**TASK TO COMPLETE**:
Skip the pictures and extract all of the lines exactly as written.

**INFORMATION PROVIDED**:
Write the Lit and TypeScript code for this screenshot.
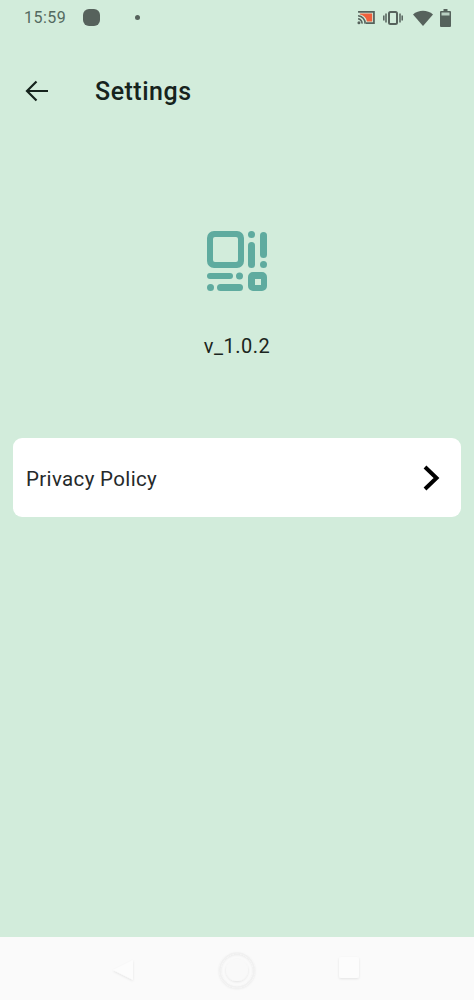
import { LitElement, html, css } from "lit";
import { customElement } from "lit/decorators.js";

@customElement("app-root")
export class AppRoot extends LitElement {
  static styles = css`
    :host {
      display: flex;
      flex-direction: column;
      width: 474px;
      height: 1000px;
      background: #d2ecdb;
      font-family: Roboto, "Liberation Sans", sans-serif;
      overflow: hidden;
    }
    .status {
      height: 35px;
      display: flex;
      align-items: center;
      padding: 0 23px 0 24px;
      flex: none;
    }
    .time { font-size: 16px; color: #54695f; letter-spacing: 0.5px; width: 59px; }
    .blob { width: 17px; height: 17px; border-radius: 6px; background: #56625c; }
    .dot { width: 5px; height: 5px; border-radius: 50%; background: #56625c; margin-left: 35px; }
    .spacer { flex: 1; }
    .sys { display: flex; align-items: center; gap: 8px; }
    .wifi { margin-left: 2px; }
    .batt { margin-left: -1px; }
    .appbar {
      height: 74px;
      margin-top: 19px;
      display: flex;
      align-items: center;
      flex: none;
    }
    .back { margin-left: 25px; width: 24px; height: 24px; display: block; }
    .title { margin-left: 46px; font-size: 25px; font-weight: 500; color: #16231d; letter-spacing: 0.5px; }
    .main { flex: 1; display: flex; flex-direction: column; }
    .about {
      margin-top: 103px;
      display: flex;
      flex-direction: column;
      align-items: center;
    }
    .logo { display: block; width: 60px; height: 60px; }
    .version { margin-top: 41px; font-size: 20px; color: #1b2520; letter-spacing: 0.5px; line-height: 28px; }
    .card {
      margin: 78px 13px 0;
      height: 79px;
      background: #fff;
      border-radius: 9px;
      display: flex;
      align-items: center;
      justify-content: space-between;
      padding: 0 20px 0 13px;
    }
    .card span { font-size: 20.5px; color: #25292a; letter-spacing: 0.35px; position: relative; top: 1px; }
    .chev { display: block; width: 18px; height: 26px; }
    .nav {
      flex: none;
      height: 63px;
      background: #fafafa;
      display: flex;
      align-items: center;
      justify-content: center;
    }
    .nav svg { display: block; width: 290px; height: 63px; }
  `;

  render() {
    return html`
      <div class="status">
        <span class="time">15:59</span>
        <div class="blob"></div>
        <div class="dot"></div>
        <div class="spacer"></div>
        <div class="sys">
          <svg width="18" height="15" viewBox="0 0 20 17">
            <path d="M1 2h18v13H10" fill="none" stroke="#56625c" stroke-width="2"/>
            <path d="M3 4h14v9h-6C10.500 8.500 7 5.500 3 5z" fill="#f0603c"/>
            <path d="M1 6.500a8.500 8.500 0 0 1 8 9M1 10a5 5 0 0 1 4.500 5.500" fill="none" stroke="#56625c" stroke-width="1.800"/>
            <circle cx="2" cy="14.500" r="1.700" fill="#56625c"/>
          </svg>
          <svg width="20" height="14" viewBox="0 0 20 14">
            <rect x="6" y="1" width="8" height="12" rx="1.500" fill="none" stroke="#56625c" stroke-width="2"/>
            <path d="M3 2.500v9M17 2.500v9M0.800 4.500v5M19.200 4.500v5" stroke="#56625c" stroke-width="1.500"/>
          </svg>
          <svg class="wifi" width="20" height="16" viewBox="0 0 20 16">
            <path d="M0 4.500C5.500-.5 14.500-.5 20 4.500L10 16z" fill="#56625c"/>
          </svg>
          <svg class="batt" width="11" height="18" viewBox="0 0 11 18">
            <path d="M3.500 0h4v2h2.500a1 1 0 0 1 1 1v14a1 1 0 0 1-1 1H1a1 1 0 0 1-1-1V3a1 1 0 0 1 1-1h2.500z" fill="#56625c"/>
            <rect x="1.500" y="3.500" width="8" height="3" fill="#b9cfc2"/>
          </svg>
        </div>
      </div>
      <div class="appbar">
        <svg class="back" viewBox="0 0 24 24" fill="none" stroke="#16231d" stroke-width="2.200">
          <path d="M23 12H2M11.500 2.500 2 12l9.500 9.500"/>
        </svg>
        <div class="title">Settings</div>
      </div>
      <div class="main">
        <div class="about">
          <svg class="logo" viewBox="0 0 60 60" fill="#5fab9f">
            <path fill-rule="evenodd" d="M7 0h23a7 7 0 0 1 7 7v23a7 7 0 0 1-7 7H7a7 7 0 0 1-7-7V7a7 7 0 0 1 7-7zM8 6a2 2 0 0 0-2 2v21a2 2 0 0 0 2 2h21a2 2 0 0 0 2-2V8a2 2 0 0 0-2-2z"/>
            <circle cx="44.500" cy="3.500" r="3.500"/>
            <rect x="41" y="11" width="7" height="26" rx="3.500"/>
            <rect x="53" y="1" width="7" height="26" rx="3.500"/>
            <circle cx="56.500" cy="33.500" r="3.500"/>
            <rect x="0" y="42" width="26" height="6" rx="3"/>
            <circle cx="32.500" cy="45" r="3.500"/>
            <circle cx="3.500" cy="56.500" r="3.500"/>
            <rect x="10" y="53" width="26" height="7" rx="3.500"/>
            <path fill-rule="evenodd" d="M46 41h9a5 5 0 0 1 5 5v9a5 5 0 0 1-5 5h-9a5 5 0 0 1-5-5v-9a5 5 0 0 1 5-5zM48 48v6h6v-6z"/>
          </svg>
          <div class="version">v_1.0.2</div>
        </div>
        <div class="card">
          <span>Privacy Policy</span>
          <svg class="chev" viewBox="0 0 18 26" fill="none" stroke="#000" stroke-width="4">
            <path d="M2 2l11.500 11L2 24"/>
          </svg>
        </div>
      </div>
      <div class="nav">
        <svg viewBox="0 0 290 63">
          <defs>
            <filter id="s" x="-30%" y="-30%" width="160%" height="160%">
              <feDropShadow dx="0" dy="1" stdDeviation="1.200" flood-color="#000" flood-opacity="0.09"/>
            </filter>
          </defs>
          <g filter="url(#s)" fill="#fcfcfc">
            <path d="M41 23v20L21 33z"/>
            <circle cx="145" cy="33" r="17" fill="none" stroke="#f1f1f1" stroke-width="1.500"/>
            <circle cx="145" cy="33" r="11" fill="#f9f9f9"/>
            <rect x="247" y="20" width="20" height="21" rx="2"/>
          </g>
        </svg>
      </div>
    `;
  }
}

**RESPONSE BELOW**:
Write the Lit and TypeScript code for this screenshot.
import { LitElement, html, css } from "lit";
import { customElement } from "lit/decorators.js";

@customElement("app-root")
export class AppRoot extends LitElement {
  static styles = css`
    :host {
      display: flex;
      flex-direction: column;
      width: 474px;
      height: 1000px;
      background: #d2ecdb;
      font-family: Roboto, "Liberation Sans", sans-serif;
      overflow: hidden;
    }
    .status {
      height: 35px;
      display: flex;
      align-items: center;
      padding: 0 23px 0 24px;
      flex: none;
    }
    .time { font-size: 16px; color: #54695f; letter-spacing: 0.5px; width: 59px; }
    .blob { width: 17px; height: 17px; border-radius: 6px; background: #56625c; }
    .dot { width: 5px; height: 5px; border-radius: 50%; background: #56625c; margin-left: 35px; }
    .spacer { flex: 1; }
    .sys { display: flex; align-items: center; gap: 8px; }
    .wifi { margin-left: 2px; }
    .batt { margin-left: -1px; }
    .appbar {
      height: 74px;
      margin-top: 19px;
      display: flex;
      align-items: center;
      flex: none;
    }
    .back { margin-left: 25px; width: 24px; height: 24px; display: block; }
    .title { margin-left: 46px; font-size: 25px; font-weight: 500; color: #16231d; letter-spacing: 0.5px; }
    .main { flex: 1; display: flex; flex-direction: column; }
    .about {
      margin-top: 103px;
      display: flex;
      flex-direction: column;
      align-items: center;
    }
    .logo { display: block; width: 60px; height: 60px; }
    .version { margin-top: 41px; font-size: 20px; color: #1b2520; letter-spacing: 0.5px; line-height: 28px; }
    .card {
      margin: 78px 13px 0;
      height: 79px;
      background: #fff;
      border-radius: 9px;
      display: flex;
      align-items: center;
      justify-content: space-between;
      padding: 0 20px 0 13px;
    }
    .card span { font-size: 20.5px; color: #25292a; letter-spacing: 0.35px; position: relative; top: 1px; }
    .chev { display: block; width: 18px; height: 26px; }
    .nav {
      flex: none;
      height: 63px;
      background: #fafafa;
      display: flex;
      align-items: center;
      justify-content: center;
    }
    .nav svg { display: block; width: 290px; height: 63px; }
  `;

  render() {
    return html`
      <div class="status">
        <span class="time">15:59</span>
        <div class="blob"></div>
        <div class="dot"></div>
        <div class="spacer"></div>
        <div class="sys">
          <svg width="18" height="15" viewBox="0 0 20 17">
            <path d="M1 2h18v13H10" fill="none" stroke="#56625c" stroke-width="2"/>
            <path d="M3 4h14v9h-6C10.500 8.500 7 5.500 3 5z" fill="#f0603c"/>
            <path d="M1 6.500a8.500 8.500 0 0 1 8 9M1 10a5 5 0 0 1 4.500 5.500" fill="none" stroke="#56625c" stroke-width="1.800"/>
            <circle cx="2" cy="14.500" r="1.700" fill="#56625c"/>
          </svg>
          <svg width="20" height="14" viewBox="0 0 20 14">
            <rect x="6" y="1" width="8" height="12" rx="1.500" fill="none" stroke="#56625c" stroke-width="2"/>
            <path d="M3 2.500v9M17 2.500v9M0.800 4.500v5M19.200 4.500v5" stroke="#56625c" stroke-width="1.500"/>
          </svg>
          <svg class="wifi" width="20" height="16" viewBox="0 0 20 16">
            <path d="M0 4.500C5.500-.5 14.500-.5 20 4.500L10 16z" fill="#56625c"/>
          </svg>
          <svg class="batt" width="11" height="18" viewBox="0 0 11 18">
            <path d="M3.500 0h4v2h2.500a1 1 0 0 1 1 1v14a1 1 0 0 1-1 1H1a1 1 0 0 1-1-1V3a1 1 0 0 1 1-1h2.500z" fill="#56625c"/>
            <rect x="1.500" y="3.500" width="8" height="3" fill="#b9cfc2"/>
          </svg>
        </div>
      </div>
      <div class="appbar">
        <svg class="back" viewBox="0 0 24 24" fill="none" stroke="#16231d" stroke-width="2.200">
          <path d="M23 12H2M11.500 2.500 2 12l9.500 9.500"/>
        </svg>
        <div class="title">Settings</div>
      </div>
      <div class="main">
        <div class="about">
          <svg class="logo" viewBox="0 0 60 60" fill="#5fab9f">
            <path fill-rule="evenodd" d="M7 0h23a7 7 0 0 1 7 7v23a7 7 0 0 1-7 7H7a7 7 0 0 1-7-7V7a7 7 0 0 1 7-7zM8 6a2 2 0 0 0-2 2v21a2 2 0 0 0 2 2h21a2 2 0 0 0 2-2V8a2 2 0 0 0-2-2z"/>
            <circle cx="44.500" cy="3.500" r="3.500"/>
            <rect x="41" y="11" width="7" height="26" rx="3.500"/>
            <rect x="53" y="1" width="7" height="26" rx="3.500"/>
            <circle cx="56.500" cy="33.500" r="3.500"/>
            <rect x="0" y="42" width="26" height="6" rx="3"/>
            <circle cx="32.500" cy="45" r="3.500"/>
            <circle cx="3.500" cy="56.500" r="3.500"/>
            <rect x="10" y="53" width="26" height="7" rx="3.500"/>
            <path fill-rule="evenodd" d="M46 41h9a5 5 0 0 1 5 5v9a5 5 0 0 1-5 5h-9a5 5 0 0 1-5-5v-9a5 5 0 0 1 5-5zM48 48v6h6v-6z"/>
          </svg>
          <div class="version">v_1.0.2</div>
        </div>
        <div class="card">
          <span>Privacy Policy</span>
          <svg class="chev" viewBox="0 0 18 26" fill="none" stroke="#000" stroke-width="4">
            <path d="M2 2l11.500 11L2 24"/>
          </svg>
        </div>
      </div>
      <div class="nav">
        <svg viewBox="0 0 290 63">
          <defs>
            <filter id="s" x="-30%" y="-30%" width="160%" height="160%">
              <feDropShadow dx="0" dy="1" stdDeviation="1.200" flood-color="#000" flood-opacity="0.09"/>
            </filter>
          </defs>
          <g filter="url(#s)" fill="#fcfcfc">
            <path d="M41 23v20L21 33z"/>
            <circle cx="145" cy="33" r="17" fill="none" stroke="#f1f1f1" stroke-width="1.500"/>
            <circle cx="145" cy="33" r="11" fill="#f9f9f9"/>
            <rect x="247" y="20" width="20" height="21" rx="2"/>
          </g>
        </svg>
      </div>
    `;
  }
}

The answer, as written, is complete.